Prezydent Ukrainy Petro Poroszenko nakazał wszczęcie śledztwa w sprawie doniesień "New York Timesa" o możliwości wykorzystania przez Pjongjang wyprodukowanych na Ukrainie silników rakietowych. Amerykański dziennik napisał, że przeprowadzone w lipcu dwie udane próby północnokoreańskich pocisków balistycznych były możliwe prawdopodobnie dzięki czarnorynkowym zakupom silników rakietowych mających pochodzić z fabryki na Ukrainie.
Petro Poroszenko oświadczył w środę, że niezależnie od tego, "jak absurdalnie wyglądałyby oskarżenia pod adresem Ukrainy", informacje amerykańskiego dziennika powinny być szczegółowo zbadane.
Śledztwo pod nadzorem RBNiO
"Jestem przekonany, iż pozwoli to na potwierdzenie, że przypuszczenia o 'ukraińskim śladzie' w północnokoreańskiej balistycznej historii zostały wymyślone, oraz na zlokalizowanie prawdziwego źródła i zamysłu pojawienia się tego bezpodstawnego fake’a" – napisał Poroszenko na Facebooku.
Prezydent oświadczył, że śledztwo będzie toczyło się pod nadzorem sekretarza Rady Bezpieczeństwa Narodowego i Obrony (RBNiO) Ołeksandra Turczynowa i ma się zakończyć w ciągu trzech dni.
"Ukraina sumiennie przestrzega międzynarodowych zobowiązań dotyczących rozpowszechniania broni. Po dobrowolnym pozbyciu się trzeciego na świecie arsenału jądrowego dokonaliśmy unikalnego wkładu w bezpieczeństwo międzynarodowe i nie pozwolimy sobie na podanie w wątpliwość naszego oddania zobowiązaniom międzynarodowym" – podkreślił Poroszenko.
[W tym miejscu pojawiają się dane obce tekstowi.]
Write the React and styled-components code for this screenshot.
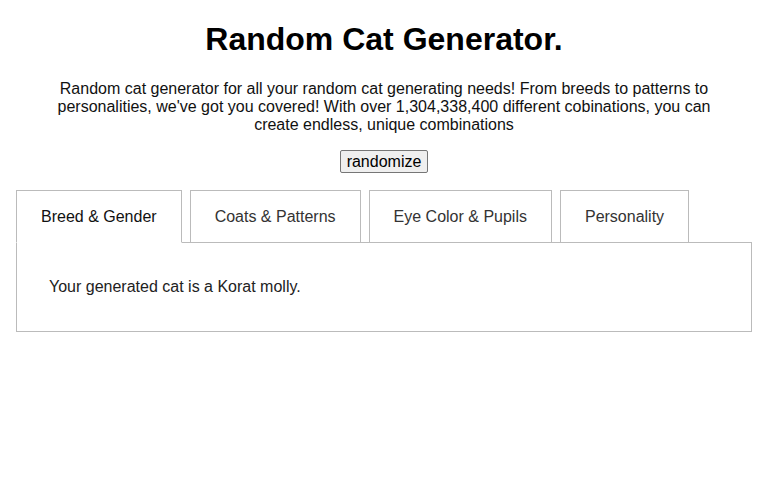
import React, { useState } from "react";
import styled, { createGlobalStyle } from "styled-components";

const Global = createGlobalStyle`
  html, body { margin: 0; padding: 0; background: #fff; }
  body { font-family: "Liberation Sans", Arial, sans-serif; color: #000; }
`;

const Page = styled.main`
  padding: 0 16px;
  text-align: center;
`;

const Title = styled.h1`
  font-size: 32px;
  font-weight: bold;
  margin: 21.44px 0;
  line-height: 37px;
`;

const Intro = styled.p`
  font-size: 16px;
  line-height: 18px;
  margin: 16px 40px;
  color: #111;
`;

const Randomize = styled.button`
  font-family: "Liberation Sans", Arial, sans-serif;
  font-size: 16px;
  line-height: 18px;
  padding: 2px 6px 1px;
  background: #efefef;
  border: 1px solid #767676;
  border-radius: 2px;
  color: #000;
  cursor: pointer;
`;

const Tabs = styled.section`
  margin-top: 17px;
  text-align: left;
`;

const TabList = styled.div`
  display: flex;
  gap: 8px;
  position: relative;
  z-index: 1;
`;

const Tab = styled.button`
  font-family: "Liberation Sans", Arial, sans-serif;
  font-size: 16px;
  line-height: 18px;
  padding: 17px 24px 16px;
  background: #fff;
  border: 1px solid #bbb;
  border-bottom: ${(p) => (p.$active ? "1px solid #fff" : "1px solid #bbb")};
  color: ${(p) => (p.$active ? "#111" : "#333")};
  margin-bottom: -1px;
  cursor: pointer;
`;

const Panel = styled.div`
  border: 1px solid #bbb;
  padding: 19px 32px 19px;
  font-size: 16px;
  line-height: 18px;
  color: #222;
`;

const PanelText = styled.p`
  margin: 16px 0;
`;

const tabs = [
  "Breed & Gender",
  "Coats & Patterns",
  "Eye Color & Pupils",
  "Personality",
];

export default function App() {
  const [active, setActive] = useState(0);
  return (
    <Page>
      <Global />
      <Title>Random Cat Generator.</Title>
      <Intro>
        Random cat generator for all your random cat generating needs! From
        breeds to patterns to personalities, we've got you covered! With over
        1,304,338,400 different cobinations, you can create endless, unique
        combinations
      </Intro>
      <Randomize>randomize</Randomize>
      <Tabs>
        <TabList>
          {tabs.map((t, i) => (
            <Tab key={t} $active={i === active} onClick={() => setActive(i)}>
              {t}
            </Tab>
          ))}
        </TabList>
        <Panel>
          <PanelText>Your generated cat is a Korat molly.</PanelText>
        </Panel>
      </Tabs>
    </Page>
  );
}
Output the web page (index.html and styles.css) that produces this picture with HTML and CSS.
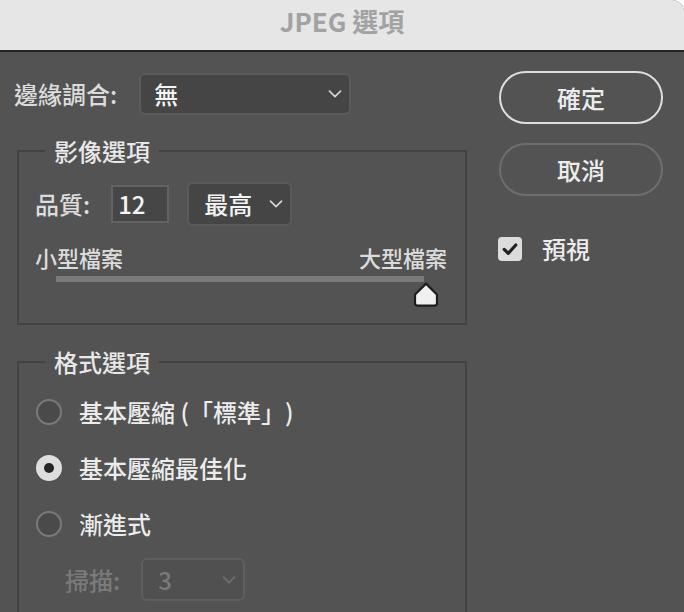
FILE: index.html
```html
<!DOCTYPE html>
<html lang="zh-Hant">
<head>
<meta charset="utf-8">
<title>JPEG 選項</title>
<link rel="stylesheet" href="styles.css">
</head>
<body>
<div class="window">
  <header class="titlebar"><h1 class="title">JPEG 選項</h1></header>
  <main class="content">
    <div class="left">
      <div class="matte-row">
        <span class="label">邊緣調合:</span>
        <div class="select select-matte">
          <span class="select-value">無</span>
          <svg class="chev" viewBox="0 0 14 8" width="14" height="8"><polyline points="1.5,1.2 7,6.6 12.5,1.2"/></svg>
        </div>
      </div>

      <fieldset class="group group-image">
        <legend class="legend">影像選項</legend>
        <div class="quality-row">
          <span class="label">品質:</span>
          <div class="num-input">12</div>
          <div class="select select-quality">
            <span class="select-value">最高</span>
            <svg class="chev" viewBox="0 0 14 8" width="14" height="8"><polyline points="1.5,1.2 7,6.6 12.5,1.2"/></svg>
          </div>
        </div>
        <div class="size-labels"><span>小型檔案</span><span>大型檔案</span></div>
        <div class="slider">
          <div class="track"></div>
          <svg class="thumb" viewBox="0 0 24 25" width="24" height="25"><path d="M12 1.6 L22.4 12 Q23 12.6 23 13.6 L23 21 Q23 23.6 20.4 23.6 L3.6 23.6 Q1 23.6 1 21 L1 13.6 Q1 12.6 1.6 12 Z"/></svg>
        </div>
      </fieldset>

      <fieldset class="group group-format">
        <legend class="legend">格式選項</legend>
        <div class="radios">
          <div class="radio-row"><span class="radio"></span><span class="radio-text">基本壓縮 (「標準」)</span></div>
          <div class="radio-row"><span class="radio checked"></span><span class="radio-text">基本壓縮最佳化</span></div>
          <div class="radio-row"><span class="radio"></span><span class="radio-text">漸進式</span></div>
        </div>
        <div class="scan-row">
          <span class="label disabled-text">掃描:</span>
          <div class="select select-scan">
            <span class="select-value">3</span>
            <svg class="chev" viewBox="0 0 14 8" width="14" height="8"><polyline points="1.5,1.2 7,6.6 12.5,1.2"/></svg>
          </div>
        </div>
      </fieldset>
    </div>

    <div class="right">
      <button class="btn btn-primary">確定</button>
      <button class="btn btn-secondary">取消</button>
      <div class="check-row">
        <span class="checkbox"><svg viewBox="0 0 24 24" width="24" height="24"><polyline points="6.2,12.4 10.2,16.4 17.8,8"/></svg></span>
        <span class="check-text">預視</span>
      </div>
    </div>
  </main>
</div>
</body>
</html>
```

FILE: styles.css
```css
html, body {
  margin: 0;
  padding: 0;
  background: #ffffff;
}

body {
  width: 684px;
  height: 612px;
  overflow: hidden;
  font-family: "Noto Sans CJK TC", "Noto Sans", sans-serif;
  font-weight: 500;
  color: #e2e2e2;
  text-spacing-trim: space-all;
}

.window {
  width: 684px;
  min-height: 612px;
  background: #535353;
  border-top-right-radius: 12px;
  overflow: hidden;
}

.titlebar {
  height: 50px;
  background: #e6e6e6;
  border-bottom: 2px solid #262626;
  display: flex;
  justify-content: center;
}

.title {
  margin: 0;
  font-size: 26px;
  line-height: 41px;
  font-weight: 700;
  color: #a2a2a2;
}

.content {
  display: flex;
  gap: 32px;
  padding: 19px 21px 0 14px;
}

.left {
  width: 453px;
  display: flex;
  flex-direction: column;
}

.right {
  width: 164px;
  display: flex;
  flex-direction: column;
}

.label {
  font-size: 24px;
  line-height: 28px;
  color: #dcdcdc;
  white-space: nowrap;
}

.matte-row {
  margin-top: 2px;
  display: flex;
  align-items: center;
  gap: 22px;
}

.select {
  box-sizing: border-box;
  display: flex;
  align-items: center;
  justify-content: space-between;
  background: #454545;
  border: 2px solid #5b5b5b;
  border-radius: 6px;
}

.select-value {
  font-size: 24px;
  line-height: 28px;
  color: #f4f4f4;
}

.chev {
  display: block;
  fill: none;
  stroke: #d4d4d4;
  stroke-width: 1.7;
  stroke-linecap: round;
  stroke-linejoin: round;
}

.select-matte {
  width: 212px;
  height: 42px;
  padding: 0 7px 0 13px;
}

.group {
  margin: 0;
  border: 2px solid #424242;
  min-width: 0;
}

.legend {
  margin-left: 10px;
  padding: 0 9px;
  font-size: 24px;
  line-height: 28px;
  color: #e8e8e8;
}

.group-image {
  margin: 22px 0 0 3px;
  width: 450px;
  box-sizing: border-box;
  padding: 17px 18px 41px 16px;
}

.quality-row {
  display: flex;
  align-items: center;
  height: 44px;
}

.num-input {
  box-sizing: border-box;
  width: 58px;
  height: 38px;
  margin-left: 21px;
  padding-left: 5px;
  background: #464646;
  border: 2px solid #636363;
  font-size: 24px;
  line-height: 34px;
  color: #f4f4f4;
}

.select-quality {
  width: 105px;
  height: 44px;
  margin-left: 18px;
  padding: 0 7px 0 15px;
}

.size-labels {
  margin-top: 18px;
  display: flex;
  justify-content: space-between;
  font-size: 22px;
  line-height: 26px;
  color: #dcdcdc;
}

.slider {
  position: relative;
  margin: 6px 23px 0 21px;
}

.track {
  height: 6px;
  background: #7a7a7a;
}

.thumb {
  position: absolute;
  right: -14px;
  top: 6px;
  display: block;
  fill: #f0f0f0;
  stroke: #1c1c1c;
  stroke-width: 2.2;
  stroke-linejoin: round;
}

.group-format {
  margin: 23px 0 0 3px;
  width: 450px;
  box-sizing: border-box;
  padding: 18px 18px 30px 16px;
}

.radios {
  display: flex;
  flex-direction: column;
  gap: 20px;
}

.radio-row {
  height: 36px;
  display: flex;
  align-items: center;
  gap: 17px;
}

.radio {
  box-sizing: border-box;
  width: 26px;
  height: 26px;
  margin-left: 1px;
  border-radius: 50%;
  border: 2px solid #7a7a7a;
  background: #4a4a4a;
  display: flex;
  align-items: center;
  justify-content: center;
}

.radio.checked {
  border-color: #dedede;
  background: #dedede;
}

.radio.checked::after {
  content: "";
  width: 10px;
  height: 10px;
  border-radius: 50%;
  background: #262626;
}

.radio-text {
  font-size: 24px;
  line-height: 28px;
  color: #ececec;
  white-space: nowrap;
}

.scan-row {
  margin-top: 16px;
  margin-left: 30px;
  display: flex;
  align-items: center;
  gap: 21px;
}

.disabled-text {
  color: #7a7a7a;
}

.select-scan {
  width: 104px;
  height: 43px;
  padding: 0 7px 0 15px;
  background: #505050;
  border-color: #5e5e5e;
}

.select-scan .select-value {
  color: #7a7a7a;
}

.select-scan .chev {
  stroke: #6e6e6e;
}

.btn {
  box-sizing: border-box;
  width: 164px;
  height: 53px;
  margin: 0;
  padding: 0;
  border-radius: 27px;
  background: transparent;
  font-family: "Noto Sans CJK TC", "Noto Sans", sans-serif;
  font-weight: 500;
  font-size: 24px;
  line-height: 28px;
  color: #ececec;
}

.btn-primary {
  border: 2px solid #dedede;
}

.btn-secondary {
  margin-top: 19px;
  border: 2px solid #6e6e6e;
}

.check-row {
  margin-top: 39px;
  display: flex;
  align-items: center;
  gap: 20px;
}

.checkbox {
  width: 24px;
  height: 24px;
  margin-left: -1px;
  border-radius: 4px;
  background: #dcdcdc;
  display: flex;
}

.checkbox svg {
  display: block;
  fill: none;
  stroke: #222222;
  stroke-width: 3.2;
  stroke-linecap: round;
  stroke-linejoin: round;
}

.check-text {
  font-size: 24px;
  line-height: 28px;
  color: #ececec;
}
```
Dziennik "New York Times" napisał, że przeprowadzone w lipcu dwie udane próby północnokoreańskich pocisków balistycznych o teoretycznie międzykontynentalnym zasięgu były możliwe prawdopodobnie dzięki czarnorynkowym zakupom silników rakietowych. Części te miały prawdopodobnie pochodzić z fabryki na Ukrainie.
Gazeta powołała się na analizę londyńskiego Międzynarodowego Instytutu Studiów Strategicznych (IISS) oraz na tajne oceny amerykańskich agencji wywiadowczych. "NYT" podał, że rządowe instancje śledcze i eksperci skupiają swe dochodzenia na zakładach rakietowych Jużmasz (ukr. Piwdenmasz) w mieście Dnipro na wschodzie Ukrainy, gdzie wytwarzano między innymi pociski SS-18.
Stanowisko Kijowa
Władze w Kijowie zdementowały doniesienia nowojorskiego dziennika. Ołeksandr Turczynow oświadczył, że "informacje te nie mają żadnych podstaw, ich treść jest prowokacyjna i najprawdopodobniej sprowokowana przez rosyjskie służby specjalne dla ukrycia własnych przestępstw".
Z kolei Ukraińska Agencja Kosmiczna poinformowała, że wyprodukowane na Ukrainie silniki rakietowe, które - zdaniem ekspertów - pozwoliły Korei Północnej na poczynienie postępów w rozwoju pocisków balistycznych, były sprzedawane jedynie Rosji.